BELIZE GOVERNMENT MAKES POLICY PLAN FOR SCIENCE AND ENERGY – OUT TO 2033.

  Belize is way low on ranking for internet users, in the world.  In the Caribbean we are slightly better than Haiti, the lowest.  We only have five countries worse than us, for technology transfer and direct investment, in the whole world.
  This article in the GUARDIAN, the UDP government weekly paper, was full of dreams, hype and castles in the sky, talk and promises.  Been there and done that before.  Still, it may be a start, but do not uncross your fingers yet, or plan on implementing your plan to produce electricity in the private sector yet.  Lots of water to go under the bridge before that can happen.  Don’t forget, the worst individuals run for political office, not the best, to manage our country.  Our bureaucratic culture is very much, 8 to 5 p.m., 2 hour lunches and coffee breaks.  Allegedly they work in between. Some departments actually do, but most do not.  An energy policy is just a paper that will normally be filed after extracting political mileage out of it for propaganda purposes.  For such a policy to work, you would need innovative politicians.  If they were innovative they wouldn’t be politicians.  Same with the bureaucracy.  Why would an individual supposedly smart with academic degrees, be working for a government salary, when the private innovative risk taking sector could and can be so much more financially rewarding?
  It’s a bit like filling a round hole with a square peg.  They had a professor from MIT in California as speaker.  Dr. Cardinal Warde.  One wonders how many companies he owns on the side, in the private sector?  There is going to be the usual division of labor, through various officious sounding titles, and more paid bureaucrats on salaries, which we tax payers will have to pay for.

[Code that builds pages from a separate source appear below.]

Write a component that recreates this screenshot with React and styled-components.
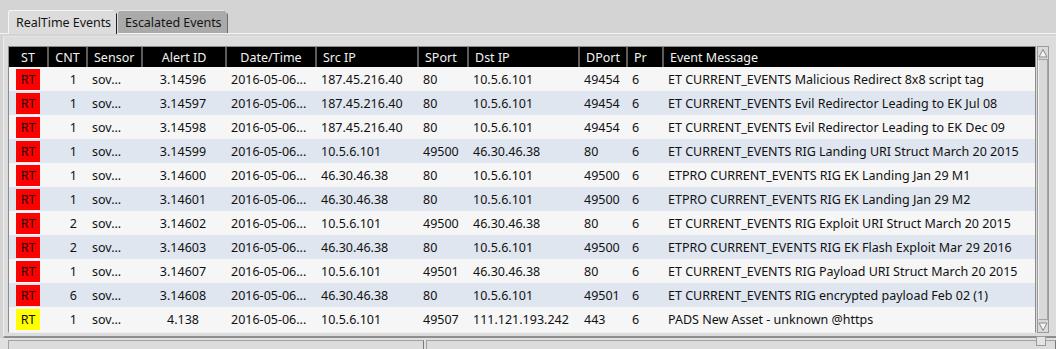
import React from "react";
import styled, { createGlobalStyle } from "styled-components";

const GlobalStyle = createGlobalStyle`
  html, body {
    margin: 0;
    padding: 0;
    background: #d4d4d4;
  }
  body {
    font-family: "Noto Sans", "Open Sans", sans-serif;
    font-size: 12px;
    color: #111;
  }
`;

const columns = [
  { key: "st", label: "ST", width: 38, head: "center", body: "center" },
  { key: "cnt", label: "CNT", width: 39, head: "center", body: "right" },
  { key: "sensor", label: "Sensor", width: 55, head: "left", body: "left" },
  { key: "id", label: "Alert ID", width: 84, head: "center", body: "center" },
  { key: "date", label: "Date/Time", width: 90, head: "center", body: "left" },
  { key: "src", label: "Src IP", width: 102, head: "left", body: "left" },
  { key: "sport", label: "SPort", width: 50, head: "left", body: "left" },
  { key: "dst", label: "Dst IP", width: 111, head: "left", body: "left" },
  { key: "dport", label: "DPort", width: 48, head: "left", body: "left" },
  { key: "pr", label: "Pr", width: 36, head: "left", body: "left" },
  { key: "msg", label: "Event Message", width: 0, head: "left", body: "left" },
];

const gridTemplate = columns
  .map((c) => (c.width ? `${c.width}px` : "1fr"))
  .join(" ");

const events = [
  ["red", "1", "3.14596", "187.45.216.40", "80", "10.5.6.101", "49454", "ET CURRENT_EVENTS Malicious Redirect 8x8 script tag"],
  ["red", "1", "3.14597", "187.45.216.40", "80", "10.5.6.101", "49454", "ET CURRENT_EVENTS Evil Redirector Leading to EK Jul 08"],
  ["red", "1", "3.14598", "187.45.216.40", "80", "10.5.6.101", "49454", "ET CURRENT_EVENTS Evil Redirector Leading to EK Dec 09"],
  ["red", "1", "3.14599", "10.5.6.101", "49500", "46.30.46.38", "80", "ET CURRENT_EVENTS RIG Landing URI Struct March 20 2015"],
  ["red", "1", "3.14600", "46.30.46.38", "80", "10.5.6.101", "49500", "ETPRO CURRENT_EVENTS RIG EK Landing Jan 29 M1"],
  ["red", "1", "3.14601", "46.30.46.38", "80", "10.5.6.101", "49500", "ETPRO CURRENT_EVENTS RIG EK Landing Jan 29 M2"],
  ["red", "2", "3.14602", "10.5.6.101", "49500", "46.30.46.38", "80", "ET CURRENT_EVENTS RIG Exploit URI Struct March 20 2015"],
  ["red", "2", "3.14603", "46.30.46.38", "80", "10.5.6.101", "49500", "ETPRO CURRENT_EVENTS RIG EK Flash Exploit Mar 29 2016"],
  ["red", "1", "3.14607", "10.5.6.101", "49501", "46.30.46.38", "80", "ET CURRENT_EVENTS RIG Payload URI Struct March 20 2015"],
  ["red", "6", "3.14608", "46.30.46.38", "80", "10.5.6.101", "49501", "ET CURRENT_EVENTS RIG encrypted payload Feb 02 (1)"],
  ["yellow", "1", "4.138", "10.5.6.101", "49507", "111.121.193.242", "443", "PADS New Asset - unknown @https"],
];

function App() {
  return (
    <>
      <GlobalStyle />
      <Window>
        <TabBar>
          <Tab $active>RealTime Events</Tab>
          <Tab>Escalated Events</Tab>
        </TabBar>
        <Pane>
          <Frame>
            <TableBox>
              <HeaderRow>
                {columns.map((c, i) => (
                  <HeadCell key={c.key} $align={c.head} $first={i === 0}>
                    {c.label}
                  </HeadCell>
                ))}
              </HeaderRow>
              <Body>
                {events.map((e, i) => (
                  <Row key={e[2]} $alt={i % 2 === 1}>
                    <Cell $align="center">
                      <Badge $color={e[0]}>RT</Badge>
                    </Cell>
                    <Cell $align="right">{e[1]}</Cell>
                    <Cell>sov...</Cell>
                    <Cell $align="center">{e[2]}</Cell>
                    <Cell>2016-05-06...</Cell>
                    <Cell>{e[3]}</Cell>
                    <Cell>{e[4]}</Cell>
                    <Cell>{e[5]}</Cell>
                    <Cell>{e[6]}</Cell>
                    <Cell>6</Cell>
                    <Cell>{e[7]}</Cell>
                  </Row>
                ))}
              </Body>
            </TableBox>
            <ScrollBar>
              <ArrowButton>
                <svg width="10" height="10" viewBox="0 0 10 10">
                  <polygon points="1,9 5,1.5 9,9" fill="#f4f4f4" stroke="#8a8a8a" strokeWidth="1" />
                </svg>
              </ArrowButton>
              <Trough />
              <ArrowButton>
                <svg width="10" height="10" viewBox="0 0 10 10">
                  <polygon points="1,1 5,8.5 9,1" fill="#f4f4f4" stroke="#8a8a8a" strokeWidth="1" />
                </svg>
              </ArrowButton>
            </ScrollBar>
          </Frame>
        </Pane>
        <BottomBar>
          <BottomBox $width={414} />
          <BottomBox />
          <Grip />
        </BottomBar>
      </Window>
    </>
  );
}

const Window = styled.div`
  width: 1056px;
  height: 349px;
  display: flex;
  flex-direction: column;
  overflow: hidden;
  background: #d4d4d4;
`;

const TabBar = styled.div`
  height: 34px;
  box-sizing: border-box;
  display: flex;
  align-items: flex-end;
  padding-left: 8px;
  border-bottom: 1px solid #f3f3f3;
  position: relative;
  z-index: 1;
`;

const Tab = styled.div`
  height: ${({ $active }) => ($active ? "24px" : "23px")};
  box-sizing: border-box;
  padding: 0 5px 0 7px;
  display: flex;
  align-items: center;
  font-size: 12.5px;
  letter-spacing: -0.05px;
  color: #141414;
  background: ${({ $active }) => ($active ? "#dcdcdc" : "#aaaaaa")};
  border-left: 1px solid ${({ $active }) => ($active ? "#f4f4f4" : "#e0e0e0")};
  border-top: 1px solid ${({ $active }) => ($active ? "#f4f4f4" : "#e6e6e6")};
  border-right: 1px solid #1e1e1e;
  margin-bottom: ${({ $active }) => ($active ? "-1px" : "0")};
  clip-path: polygon(0 0, calc(100% - 4px) 0, 100% 4px, 100% 100%, 0 100%);
  border-top-left-radius: 3px;
`;

const Pane = styled.div`
  margin: 2px 0 0 3px;
  padding: 9px 7px 3px 4px;
  background: #dcdcdc;
  border-top: 1px solid #e4e4e4;
  border-left: 1px solid #eeeeee;
  border-bottom: 2px solid #8e8e8e;
`;

const Frame = styled.div`
  display: flex;
  gap: 1px;
  height: 287px;
`;

const TableBox = styled.div`
  width: 1028px;
  box-sizing: border-box;
  border: 1px solid #8c8c8c;
  border-bottom-color: #f0f0f0;
  background: #f6f6f6;
  display: flex;
  flex-direction: column;
`;

const HeaderRow = styled.div`
  display: grid;
  grid-template-columns: ${gridTemplate};
  height: 20px;
  background: #000;
`;

const HeadCell = styled.div`
  display: flex;
  align-items: center;
  justify-content: ${({ $align }) =>
    $align === "center" ? "center" : "flex-start"};
  padding: 0 6px;
  color: #f2f2f2;
  font-size: 12.5px;
  white-space: nowrap;
  overflow: hidden;
  border-left: ${({ $first }) => ($first ? "none" : "2px solid #5c5c5c")};
`;

const Body = styled.div`
  flex: 1;
`;

const Row = styled.div`
  display: grid;
  grid-template-columns: ${gridTemplate};
  height: 24px;
  background: ${({ $alt }) => ($alt ? "#dfe6ef" : "#f6f6f6")};
`;

const Cell = styled.div`
  display: flex;
  align-items: center;
  justify-content: ${({ $align }) =>
    $align === "center" ? "center" : $align === "right" ? "flex-end" : "flex-start"};
  padding: 0 ${({ $align }) => ($align === "right" ? "9px" : "6px")};
  font-size: 12.5px;
  color: #111;
  white-space: nowrap;
  overflow: hidden;
`;

const Badge = styled.span`
  width: 24px;
  height: 21px;
  display: flex;
  align-items: center;
  justify-content: center;
  background: ${({ $color }) => ($color === "yellow" ? "#ffff00" : "#ff0000")};
  color: #111;
  font-size: 12.5px;
`;

const ScrollBar = styled.div`
  width: 12px;
  display: flex;
  flex-direction: column;
  border: 1px solid #9a9a9a;
  box-sizing: border-box;
  background: #d6d6d6;
`;

const ArrowButton = styled.div`
  height: 11px;
  display: flex;
  align-items: center;
  justify-content: center;
  background: #dadada;
  svg {
    display: block;
  }
`;

const Trough = styled.div`
  flex: 1;
  margin: 1px 0;
  border-left: 1px solid #f2f2f2;
  border-right: 1px solid #a4a4a4;
  border-top: 1px solid #a4a4a4;
  border-bottom: 1px solid #a4a4a4;
  background: #d8d8d8;
`;

const BottomBar = styled.div`
  flex: 1;
  display: flex;
  gap: 2px;
  padding: 2px 0 0 8px;
  background: #e0e0e0;
  position: relative;
`;

const BottomBox = styled.div`
  ${({ $width }) => ($width ? `width: ${$width}px;` : "flex: 1;")}
  border-top: 1px solid #a2a2a2;
  border-left: 1px solid #a2a2a2;
  border-right: 1px solid #7a7a7a;
  background: #dcdcdc;
`;

const Grip = styled.div`
  position: absolute;
  right: 10px;
  top: -2px;
  width: 8px;
  height: 8px;
  border: 1px solid #9a9a9a;
  background: #e4e4e4;
`;

export default App;
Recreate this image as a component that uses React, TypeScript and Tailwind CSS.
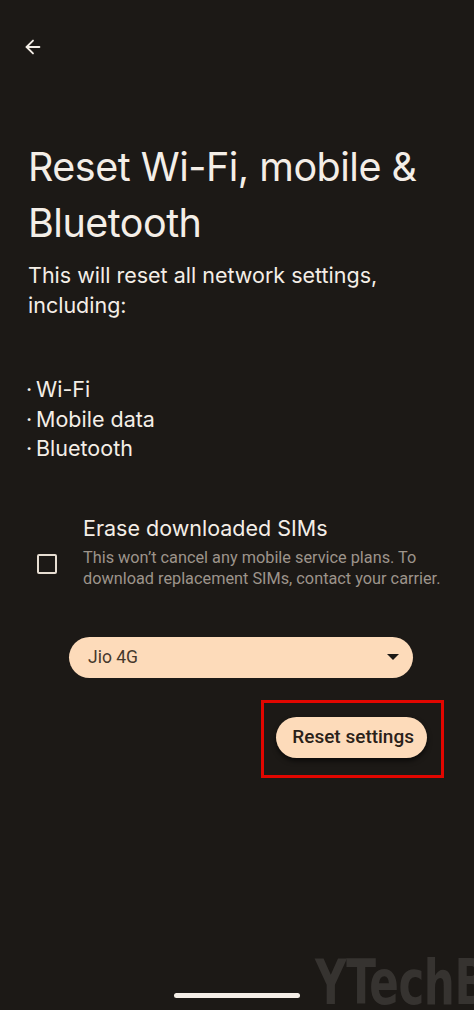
import { ArrowLeft } from "lucide-react";

export default function App() {
  return (
    <div
      className="relative flex h-[1010px] w-[474px] flex-col overflow-hidden bg-[#1c1916] text-[#f4eee7]"
      style={{ fontFamily: "Inter, 'Open Sans', sans-serif" }}
    >
      <div className="pl-[22px] pt-[36px]">
        <ArrowLeft size={22} strokeWidth={2} className="text-[#f4eee7]" />
      </div>

      <h1 className="mt-[81px] pl-[28px] pr-[20px] text-[39.5px] font-normal leading-[56px] tracking-[-0.5px]">
        Reset Wi-Fi, mobile &amp; Bluetooth
      </h1>

      <p className="mt-[9px] pl-[28px] pr-[40px] text-[21.5px] leading-[30px]">
        This will reset all network settings, including:
      </p>

      <ul className="mt-[55px] pl-[26px] text-[21.5px] leading-[29.5px]">
        <li>
          <span className="inline-block w-[10px]">·</span>Wi-Fi
        </li>
        <li>
          <span className="inline-block w-[10px]">·</span>Mobile data
        </li>
        <li>
          <span className="inline-block w-[10px]">·</span>Bluetooth
        </li>
      </ul>

      <div className="mt-[49px] flex items-start">
        <div className="flex w-[83px] justify-center pl-[10px] pt-[41px]">
          <div className="h-[20px] w-[20px] rounded-[2px] border-2 border-[#e6ddd2]" />
        </div>
        <div className="flex-1 pr-[12px]">
          <div className="text-[21.5px] leading-[30px]">Erase downloaded SIMs</div>
          <div
            className="mt-[4px] text-[16.3px] leading-[21px] text-[#9d948b]"
            style={{ fontFamily: "Roboto, sans-serif" }}
          >
            This won’t cancel any mobile service plans. To download replacement SIMs, contact your carrier.
          </div>
        </div>
      </div>

      <div className="mt-[48px] pl-[69px] pr-[61px]">
        <div
          className="flex h-[41px] items-center justify-between rounded-full bg-[#fddbba] pl-[19px] pr-[14px] text-[17.5px] text-[#45382c]"
          style={{ fontFamily: "Roboto, sans-serif" }}
        >
          <span>Jio 4G</span>
          <svg width="12" height="6" viewBox="0 0 12 6">
            <path d="M0 0h12L6 6z" fill="#1c1916" />
          </svg>
        </div>
      </div>

      <div className="mt-[22px] flex justify-end pr-[30px]">
        <div className="border-[3px] border-[#e10600] pb-[17px] pl-[12px] pr-[14px] pt-[14px]">
          <button
            type="button"
            className="h-[41px] rounded-full bg-[#fddbba] pl-[16px] pr-[13px] text-[19px] font-medium text-[#2a2119] shadow-[0_3px_5px_rgba(0,0,0,0.6)]"
            style={{ fontFamily: "Roboto, sans-serif" }}
          >
            Reset settings
          </button>
        </div>
      </div>

      <div className="mt-auto flex justify-center pb-[12px]">
        <div className="h-[5px] w-[126px] rounded-full bg-[#f4eee7]" />
      </div>

      <div
        className="pointer-events-none absolute bottom-[-4px] left-[315px] origin-left scale-x-[0.77] text-[63px] font-bold leading-none tracking-[-0.5px] text-[#363330]"
        style={{ fontFamily: "'DejaVu Sans Condensed', 'DejaVu Sans', sans-serif" }}
      >
        YTechB
      </div>
    </div>
  );
}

His Foundation, will assist in educational reform, to inspire more technological and engineering subjects.  One interesting thing announced was a 4 week summer camp for interested HIGH SCHOOL students in science, technology, engineering and such.  Hope they teach them to build small ultra light aircraft, or use a lathe to make small items with a micro meter.  Interesting comment about investing in innovative thinkers.  Haaaah!  This innovative thinker, talker and doer, has been around doing stuff since, for ever.  Only thing out of these governments of ours has been obstructive, not constructive.  Or worse, total apathy.
    You would need to change the political culture to innovative, or the bureaucratic culture to innovative to get anywhere.  You would need subsidies, tax free benefits, government share investment capital in newly formed energy companies for example.  How you develop an innovative thinker, by an academic system, is beyond me?  Perseverance, out of the box thinking, and other entrepreneurial skills are not easily classified, or pigeon holed.  It’s not the academic system, but the individual with the drive, an unmeasurable quantity. Cannot be taught.  You either have it, or not.  Not everybody can be an OLYMPIC athlete and not everybody is a natural entrepreneur. This sort of thing is learned young as a family environmental effect. Some are just born to it.  One goal espoused was replacing the importation of fossil fuel by 50%.  I can think how to do that.  Make it profitable to do so by the private sector.  Innovative legislation. There is neither incentive, or profit at the moment in Belize.
  It comes down to encouraging your human capital.  Something Belize politicians on the self enrichment fast track, would be in conflict with, as anything that would enrich an entrepreneur, they would scent as some way for them personally to enrich themselves off it.  Happens all the time in Belize.  Check out the newspapers on Gaspar Vega, a top politician.  Tax breaks, subsidies, government investment capital in start ups.  Unheard of, but without which; this proposed policy is nothing more than a pipe dream for political mileage use only.  Good upbeat article in the Guardian otherwise.